▶ _What you should do_:
Show each line that has the string "component" in it.

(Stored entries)
-*-*-
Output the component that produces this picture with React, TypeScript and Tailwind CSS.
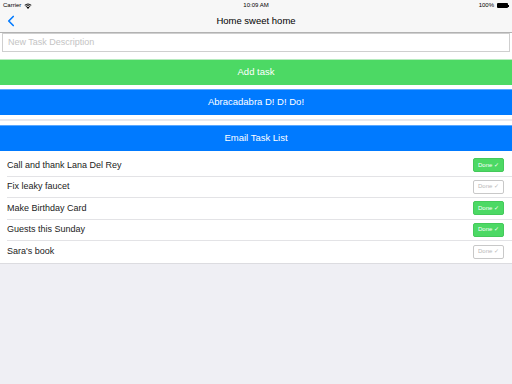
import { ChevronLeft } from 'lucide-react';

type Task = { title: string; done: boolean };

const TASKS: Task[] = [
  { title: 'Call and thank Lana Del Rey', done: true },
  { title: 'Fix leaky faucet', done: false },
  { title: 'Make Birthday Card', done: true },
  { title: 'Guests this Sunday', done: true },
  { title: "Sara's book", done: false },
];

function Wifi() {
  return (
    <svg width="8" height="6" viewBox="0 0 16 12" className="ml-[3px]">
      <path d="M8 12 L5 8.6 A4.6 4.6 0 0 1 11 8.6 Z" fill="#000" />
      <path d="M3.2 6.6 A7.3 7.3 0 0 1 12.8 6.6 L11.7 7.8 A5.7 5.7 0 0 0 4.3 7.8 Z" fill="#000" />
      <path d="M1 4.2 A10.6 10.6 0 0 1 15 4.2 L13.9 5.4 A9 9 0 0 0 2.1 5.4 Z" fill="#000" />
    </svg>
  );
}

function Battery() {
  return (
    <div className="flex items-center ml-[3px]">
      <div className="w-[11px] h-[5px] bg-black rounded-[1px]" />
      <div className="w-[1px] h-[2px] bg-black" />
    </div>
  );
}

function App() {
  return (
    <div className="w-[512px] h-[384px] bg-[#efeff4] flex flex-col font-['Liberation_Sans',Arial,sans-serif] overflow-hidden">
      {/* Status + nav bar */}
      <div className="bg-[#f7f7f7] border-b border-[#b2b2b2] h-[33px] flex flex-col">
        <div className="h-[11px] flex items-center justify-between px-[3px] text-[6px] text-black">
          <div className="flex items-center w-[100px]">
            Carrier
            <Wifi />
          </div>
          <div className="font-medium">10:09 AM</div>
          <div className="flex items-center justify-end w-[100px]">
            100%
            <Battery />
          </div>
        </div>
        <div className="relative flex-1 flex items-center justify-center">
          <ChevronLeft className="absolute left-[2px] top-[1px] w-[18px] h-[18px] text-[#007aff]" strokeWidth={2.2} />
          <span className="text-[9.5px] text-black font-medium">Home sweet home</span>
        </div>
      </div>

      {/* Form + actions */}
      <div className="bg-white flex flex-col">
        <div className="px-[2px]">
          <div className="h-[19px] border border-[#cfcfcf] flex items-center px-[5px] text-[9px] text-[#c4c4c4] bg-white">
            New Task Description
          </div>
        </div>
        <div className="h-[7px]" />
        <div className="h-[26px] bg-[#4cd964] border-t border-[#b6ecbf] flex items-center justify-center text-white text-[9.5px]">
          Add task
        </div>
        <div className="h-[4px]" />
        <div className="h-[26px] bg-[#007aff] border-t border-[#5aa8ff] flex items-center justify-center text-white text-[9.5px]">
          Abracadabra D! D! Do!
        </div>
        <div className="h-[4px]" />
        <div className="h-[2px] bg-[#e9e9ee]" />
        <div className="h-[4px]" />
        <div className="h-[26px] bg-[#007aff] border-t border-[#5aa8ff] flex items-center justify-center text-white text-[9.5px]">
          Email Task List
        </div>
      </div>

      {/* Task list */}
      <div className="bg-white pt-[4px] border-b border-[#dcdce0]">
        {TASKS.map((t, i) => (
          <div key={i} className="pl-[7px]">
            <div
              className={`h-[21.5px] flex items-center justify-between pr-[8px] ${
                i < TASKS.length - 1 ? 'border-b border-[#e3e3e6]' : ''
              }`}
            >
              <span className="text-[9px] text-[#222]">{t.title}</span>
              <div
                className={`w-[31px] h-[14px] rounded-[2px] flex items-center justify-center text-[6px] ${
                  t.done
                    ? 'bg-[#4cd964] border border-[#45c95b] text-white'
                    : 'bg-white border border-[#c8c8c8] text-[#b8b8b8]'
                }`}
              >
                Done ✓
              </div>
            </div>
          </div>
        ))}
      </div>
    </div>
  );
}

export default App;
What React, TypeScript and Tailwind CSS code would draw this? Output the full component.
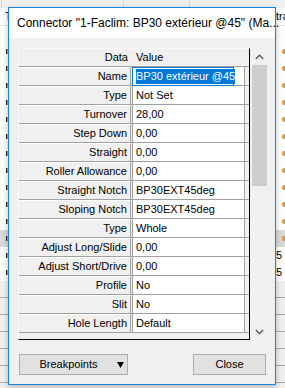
-*-*-
▶ _Result for this exercise_:
Output the component that produces this picture with React, TypeScript and Tailwind CSS.
What React, TypeScript and Tailwind CSS code would draw this? Output the full component.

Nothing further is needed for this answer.